Re: Unbalanced Cluster

"Anthony D'Atri" <anthony.datri@xxxxxxxxx> · Thu, 5 May 2022 12:15:12 -0700

> The balancer was driving all the weights to 1.00000 so I turned it off.  

Which weights (CRUSH or reweight?) And which balancer?

Assuming the ceph-mgr balancer module in upmap mode, you’d want the reweight values to be 1.000 since it uses the newer pg-upmap functionality to distribute capacity.  Lower reweight values have a way of confusing the balancer and preventing good uniformity.  If you had a bunch of significantly adjusted reweight values, eg. from prior runs of reweight-by-utilization, that could contribute to suboptimal balancing.

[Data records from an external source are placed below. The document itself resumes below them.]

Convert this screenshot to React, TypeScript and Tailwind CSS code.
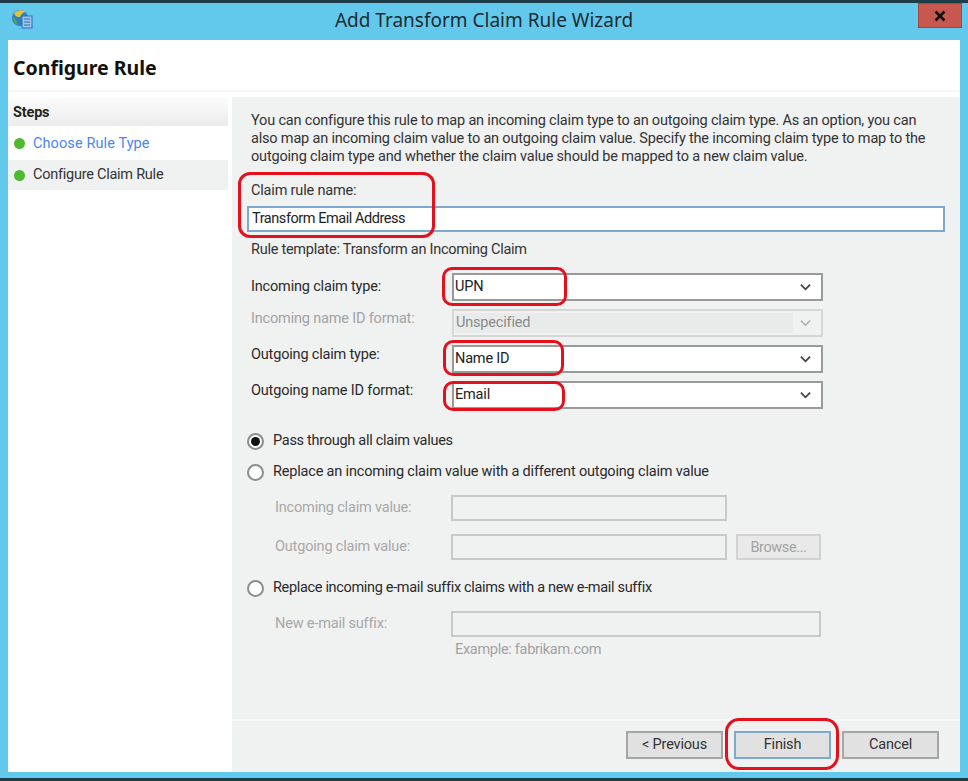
import type { ReactNode } from 'react'

const font = { fontFamily: 'Roboto, sans-serif' }
const titleFont = { fontFamily: '"Noto Sans", sans-serif' }

function Chevron({ disabled }: { disabled?: boolean }) {
  return (
    <svg viewBox="0 0 12 8" className="w-[11px] h-[8px]" aria-hidden="true">
      <path d="M1 1.5 6 6.5 11 1.5" fill="none" stroke={disabled ? '#b5b5b5' : '#444'} strokeWidth="2" />
    </svg>
  )
}

function Combo({ value, disabled }: { value: string; disabled?: boolean }) {
  return (
    <div className={`w-[371px] h-[28px] border-2 flex items-center pl-[1px] pr-[4px] ${disabled ? 'border-[#d6d6d6] bg-[#f0f1f1]' : 'border-[#9a9a9a] bg-white'}`}>
      <div className={`flex-1 h-[20px] flex items-center ${disabled ? 'bg-[#e9eaea] text-[#8a8a8a] pl-[1px]' : 'text-[#222]'}`}>{value}</div>
      <div className="w-[24px] flex justify-center"><Chevron disabled={disabled} /></div>
    </div>
  )
}

function FieldRow({ label, disabled, value, className, labelClass }: { label: string; disabled?: boolean; value: string; className?: string; labelClass?: string }) {
  return (
    <div className={`h-[28px] flex items-center ${className ?? ''}`}>
      <div className={`w-[201px] ${labelClass ?? ''} ${disabled ? 'text-[#a3a3a3]' : 'text-[#2a2a2a]'}`}>{label}</div>
      <Combo value={value} disabled={disabled} />
    </div>
  )
}

function Radio({ checked, children, className }: { checked?: boolean; children: ReactNode; className?: string }) {
  return (
    <div className={`flex items-center gap-[9px] ${className ?? ''}`}>
      <div className="w-[17px] h-[17px] rounded-full border-2 border-[#8d8d8d] bg-white flex items-center justify-center">
        {checked && <div className="w-[9px] h-[9px] rounded-full bg-[#111]" />}
      </div>
      <div className="text-[#2a2a2a]">{children}</div>
    </div>
  )
}

function DisabledInput({ label, className, children }: { label: string; className?: string; children?: ReactNode }) {
  return (
    <div className={`flex items-center pl-[28px] ${className ?? ''}`}>
      <div className="w-[176px] text-[#a8a8a8]">{label}</div>
      {children}
    </div>
  )
}

function WizButton({ label, focus }: { label: string; focus?: boolean }) {
  return (
    <div className={`w-[97px] h-[28px] flex items-center justify-center bg-[#e1e1e1] border-2 text-[#333] ${focus ? 'border-[#7ea9cf]' : 'border-[#a5a5a5]'}`}>
      {label}
    </div>
  )
}

function Marker({ className }: { className: string }) {
  return <div className={`absolute border-[3px] border-[#e5101c] ${className}`} />
}

export default function App() {
  return (
    <div style={font} className="relative w-[968px] h-[781px] overflow-hidden bg-[#62c9ec] text-[14.5px] leading-[20px] tracking-[-0.18px] border-t-[3px] border-b-[3px] border-[#1c3c48]">
      <div className="relative h-[37px] flex items-center justify-center pb-[3px]">
        <svg viewBox="0 0 24 24" className="absolute left-[10px] top-[5px] w-[24px] h-[24px]" aria-hidden="true">
          <circle cx="10" cy="10" r="8" fill="#2f7fc4" />
          <path d="M4 5c3-3 8-4 12-1-3 0-5 2-6 5-2 0-5 0-6-4z" fill="#e4c23a" />
          <path d="M3 9c2 1 4 4 5 8-3-1-5-4-5-8z" fill="#5aa83c" />
          <rect x="12" y="8" width="10" height="12" fill="#9fc6ea" stroke="#2d6fb5" />
          <path d="M14 11h6M14 14h6M14 17h6" stroke="#2d6fb5" strokeWidth="1.2" />
        </svg>
        <div style={titleFont} className="text-[19px] tracking-normal text-[#1f2a30]">Add Transform Claim Rule Wizard</div>
        <div className="absolute right-[6px] top-0 w-[44px] h-[25px] bg-[#c7584f] border border-[#a8453e] flex items-center justify-center">
          <svg viewBox="0 0 12 12" className="w-[12px] h-[12px]" aria-hidden="true">
            <path d="M1.5 1.5 10.5 10.5M10.5 1.5 1.5 10.5" stroke="#111" strokeWidth="2.6" />
          </svg>
        </div>
      </div>

      <div className="ml-[8px] mr-[8px] h-[732px] bg-white flex flex-col">
        <div style={titleFont} className="h-[52px] pl-[5px] pt-[18px] text-[19.5px] tracking-normal font-bold text-[#111] border-b-2 border-[#f6f6f6]">Configure Rule</div>
        <div className="flex-1 flex pt-[5px]">
          <div className="w-[220px] pt-[1px]">
            <div className="h-[28px] pl-[5px] pt-[2px] flex items-center font-bold text-[#222] bg-gradient-to-b from-[#fbfbfb] to-[#ececec]">Steps</div>
            <div className="h-[34px] flex items-center pl-[6px] pt-[1px] gap-[8px] text-[#4c86f5] tracking-[0.1px]">
              <div className="w-[11px] h-[11px] rounded-full bg-[#4cbb2e]" />
              Choose Rule Type
            </div>
            <div className="h-[30px] flex items-center pl-[6px] gap-[8px] bg-[#f0f1f1] text-[#333] tracking-[-0.25px]">
              <div className="w-[11px] h-[11px] rounded-full bg-[#4cbb2e]" />
              Configure Claim Rule
            </div>
          </div>

          <div className="ml-[4px] flex-1 bg-[#f0f1f1] flex flex-col">
            <div className="flex-1 pl-[15px] pr-[15px] pt-[15px]">
              <div className="pl-[4px] text-[#333] leading-[18px] whitespace-nowrap">
                You can configure this rule to map an incoming claim type to an outgoing claim type. As an option, you can<br />
                also map an incoming claim value to an outgoing claim value. Specify the incoming claim type to map to the<br />
                outgoing claim type and whether the claim value should be mapped to a new claim value.
              </div>
              <div className="mt-[15px] pl-[4px] text-[#333]">Claim rule name:</div>
              <div className="mt-[5px] h-[26px] border-2 border-[#7ea9cf] bg-white flex items-center pl-[3px] text-[#222] tracking-[-0.45px]">Transform Email Address</div>
              <div className="mt-[8px] pl-[4px] text-[#333] tracking-[-0.26px]">Rule template: Transform an Incoming Claim</div>
              <div className="mt-[13px] pl-[4px]">
                <FieldRow label="Incoming claim type:" value="UPN" />
                <FieldRow label="Incoming name ID format:" value="Unspecified" disabled className="mt-[8px]" labelClass="mb-[8px]" />
                <FieldRow label="Outgoing claim type:" value="Name ID" className="mt-[8px]" labelClass="mb-[8px]" />
                <FieldRow label="Outgoing name ID format:" value="Email" className="mt-[8px]" labelClass="mb-[8px]" />
              </div>
              <div className="mt-[22px]">
                <Radio checked><span className="tracking-[-0.28px]">Pass through all claim values</span></Radio>
                <Radio className="mt-[11px]">Replace an incoming claim value with a different outgoing claim value</Radio>
                <DisabledInput label="Incoming claim value:" className="mt-[13px]">
                  <div className="w-[276px] h-[26px] border-2 border-[#c9c9c9]" />
                </DisabledInput>
                <DisabledInput label="Outgoing claim value:" className="mt-[13px]">
                  <div className="w-[276px] h-[26px] border-2 border-[#c9c9c9]" />
                  <div className="ml-[9px] w-[85px] h-[26px] border-2 border-[#d2d2d2] bg-[#e9e9e9] text-[#a3a3a3] flex items-center justify-center pt-[2px] tracking-[-0.4px]">Browse...</div>
                </DisabledInput>
                <Radio className="mt-[18px]"><span className="tracking-[-0.33px]">Replace incoming e-mail suffix claims with a new e-mail suffix</span></Radio>
                <DisabledInput label="New e-mail suffix:" className="mt-[13px]">
                  <div className="w-[370px] h-[26px] border-2 border-[#c9c9c9]" />
                </DisabledInput>
                <div className="mt-[3px] pl-[208px] text-[#a3a3a3] tracking-[-0.3px]">Example: fabrikam.com</div>
              </div>
            </div>
            <div className="h-[53px] border-t-2 border-[#f8f8f8] flex items-start justify-end gap-[11px] pt-[10px] pr-[21px]">
              <WizButton label="< Previous" />
              <WizButton label="Finish" focus />
              <WizButton label="Cancel" />
            </div>
          </div>
        </div>
      </div>

      <Marker className="left-[238px] top-[169px] w-[197px] h-[66px] rounded-[12px]" />
      <Marker className="left-[442px] top-[264px] w-[125px] h-[39px] rounded-[10px]" />
      <Marker className="left-[443px] top-[337px] w-[121px] h-[36px] rounded-[10px]" />
      <Marker className="left-[443px] top-[378px] w-[122px] h-[30px] rounded-[10px]" />
      <Marker className="left-[725px] top-[715px] w-[114px] h-[52px] rounded-[14px]" />
    </div>
  )
}
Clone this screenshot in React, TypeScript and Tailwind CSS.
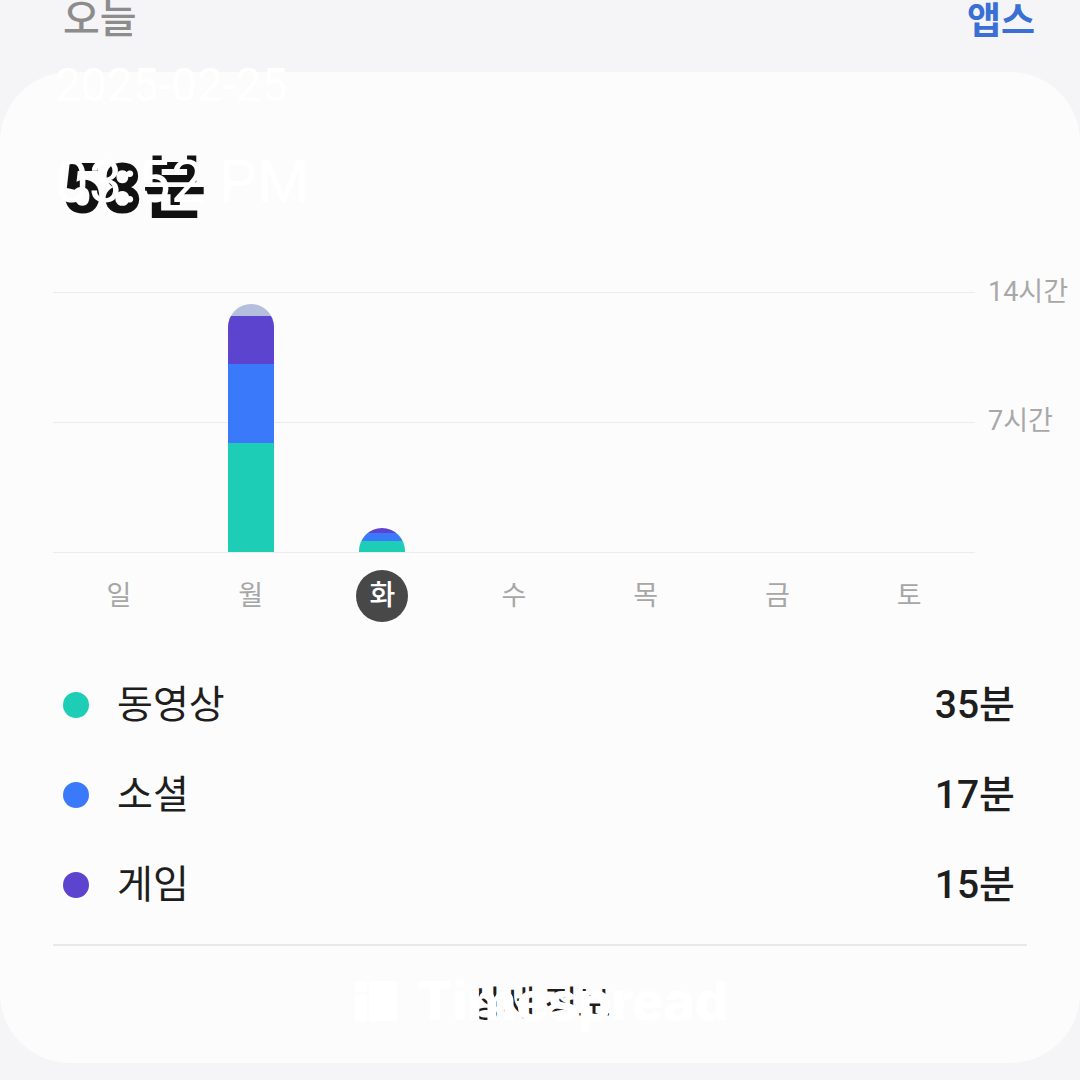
const bars = [
  { day: '일', segments: [] as { color: string; h: number }[] },
  {
    day: '월',
    segments: [
      { color: 'bg-[#b3bfdc]', h: 12 },
      { color: 'bg-[#5c44cf]', h: 48 },
      { color: 'bg-[#3a7afa]', h: 79 },
      { color: 'bg-[#1ecdb6]', h: 109 },
    ],
  },
  {
    day: '화',
    segments: [
      { color: 'bg-[#5c44cf]', h: 5 },
      { color: 'bg-[#3a7afa]', h: 8 },
      { color: 'bg-[#1ecdb6]', h: 11 },
    ],
  },
  { day: '수', segments: [] },
  { day: '목', segments: [] },
  { day: '금', segments: [] },
  { day: '토', segments: [] },
];

const legend = [
  { label: '동영상', value: '35분', dot: 'bg-[#1ecdb6]' },
  { label: '소셜', value: '17분', dot: 'bg-[#3a7afa]' },
  { label: '게임', value: '15분', dot: 'bg-[#5c44cf]' },
];

const Watermark = () => (
  <>
    <div className="absolute left-[55px] top-[62px] text-[46px] leading-none text-white font-['Roboto',sans-serif] pointer-events-none">
      2025-02-25
    </div>
    <div className="absolute left-[55px] top-[152px] text-[60px] leading-none text-white font-['Roboto',sans-serif] pointer-events-none">
      03:52 PM
    </div>
    <div className="absolute left-[355px] top-[975px] h-[52px] flex items-center gap-[20px] pointer-events-none">
      <svg width="42" height="40" viewBox="0 0 42 40" fill="white">
        <rect x="0" y="0" width="12" height="11" rx="2" />
        <rect x="0" y="14" width="12" height="26" rx="2" />
        <rect x="14" y="0" width="28" height="40" rx="2" />
      </svg>
      <span className="text-[53px] leading-none font-extrabold text-white font-['Inter',sans-serif] tracking-[-0.3px]">
        Timespread
      </span>
    </div>
  </>
);

export default function App() {
  return (
    <div className="relative w-[1080px] h-[1080px] overflow-hidden bg-[#f5f5f7] font-['Roboto','Noto_Sans_CJK_KR',sans-serif]">
      <header className="h-[72px] flex justify-between items-start pl-[63px] pr-[45px]">
        <span className="text-[40px] leading-none font-medium text-[#8c8c8c]">오늘</span>
        <span className="text-[37px] leading-none font-bold text-[#3a6fd6] mt-[3px]">앱스</span>
      </header>

      <main className="h-[991px] bg-[#fcfcfc] rounded-[70px] flex flex-col">
        <div className="pt-[82px] pl-[62px] text-[70px] leading-none font-bold text-[#111]">58분</div>

        <div className="mt-[68px] flex pl-[53px]">
          <div className="w-[922px]">
            <div className="relative h-[261px]">
              <div className="absolute inset-0 flex flex-col justify-between">
                <div className="h-px bg-[#ececec]" />
                <div className="h-px bg-[#ececec]" />
                <div className="h-px bg-[#ececec]" />
              </div>
              <div className="relative grid grid-cols-7 h-[260px] items-end">
                {bars.map((b) => (
                  <div key={b.day} className="flex justify-center">
                    {b.segments.length > 0 && (
                      <div className="w-[46px] rounded-t-full overflow-hidden flex flex-col">
                        {b.segments.map((s, i) => (
                          <div key={i} className={s.color} style={{ height: s.h }} />
                        ))}
                      </div>
                    )}
                  </div>
                ))}
              </div>
            </div>

            <div className="mt-[17px] grid grid-cols-7">
              {bars.map((b) => (
                <div key={b.day} className="flex justify-center">
                  {b.day === '화' ? (
                    <div className="w-[52px] h-[52px] rounded-full bg-[#484848] flex items-center justify-center text-[28px] font-medium text-white">
                      {b.day}
                    </div>
                  ) : (
                    <div className="h-[52px] flex items-center text-[27px] text-[#a6a6a6]">{b.day}</div>
                  )}
                </div>
              ))}
            </div>
          </div>

          <div className="pl-[13px] flex flex-col h-[261px] text-[27px] text-[#a8a8a8] whitespace-nowrap">
            <div className="h-[26px] -mt-[13px] leading-[26px]">14시간</div>
            <div className="h-[26px] mt-[103px] leading-[26px]">7시간</div>
          </div>
        </div>

        <div className="mt-[38px] pl-[63px] pr-[65px]">
          {legend.map((l) => (
            <div key={l.label} className="h-[90px] flex items-center">
              <span className={`w-[26px] h-[26px] rounded-full ${l.dot}`} />
              <span className="ml-[28px] text-[39px] text-[#1e1e1e]">{l.label}</span>
              <span className="ml-auto text-[39px] font-medium text-[#1e1e1e]">{l.value}</span>
            </div>
          ))}
        </div>

        <div className="mt-[14px] mx-[53px] h-[2px] bg-[#e8e8e8]" />

        <div className="flex-1 flex items-center justify-center text-[36px] text-[#1e1e1e]">상세 정보</div>
      </main>

      <Watermark />
    </div>
  );
}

> You mentioned that all solutions would cause data migration and would need to be planned carefully.  I've seen that language in the docs and other messages but what I can't find is what is meant by "planned carefully".

There are many ways to proceed; documenting them all might be a bit of a rabbit-hole.

> Doing any of these will cause data migration like crazy but it's not avoidable other than to change the number of max backfills etc. but the systems should still be accessible during this time but with reduced bandwidth and higher latency.  Is it just a warning that the system could be degraded for a long period of time or is it suggesting that users should take an outage while the rebuild happens?

Throttling recovery/backfill can reduce the impact of big data migrations, at the expense of increased elapsed time to complete.

osd_max_backfills=1
osd_recovery_max_active=1
osd_recovery_op_priority=1
osd_recovery_max_single_start=1
osd_scrub_during_recovery=false

Also, ensure that

osd_op_queue_cut_off = high

This will help ensure that recovery / backfill doesn’t DoS client traffic.  I’m not sure if this is default in your release.  If changed, I believe that OSDs would need to be restarted for the new value to take effect.

PGs:

pg_num = ( #OSDs * ratio ) / replication
ratio = pg_num * replication / #OSDs

On clusters with multiple pools this can get a bit complicated when more than one pool have significant numbers of PGs; the end goal is the total number of PGs on a given OSD, which `ceph osd df` reports.

Your OSDs look to have ~~ 190 PGs each on average, which is probably ok given your media.  If you do have big empty pools, deleting them would show more indicative numbers.  PG ratio targets are somewhat controversial, but depending on your media and RAM an aggregate around this range is reasonable; you can go higher with flash.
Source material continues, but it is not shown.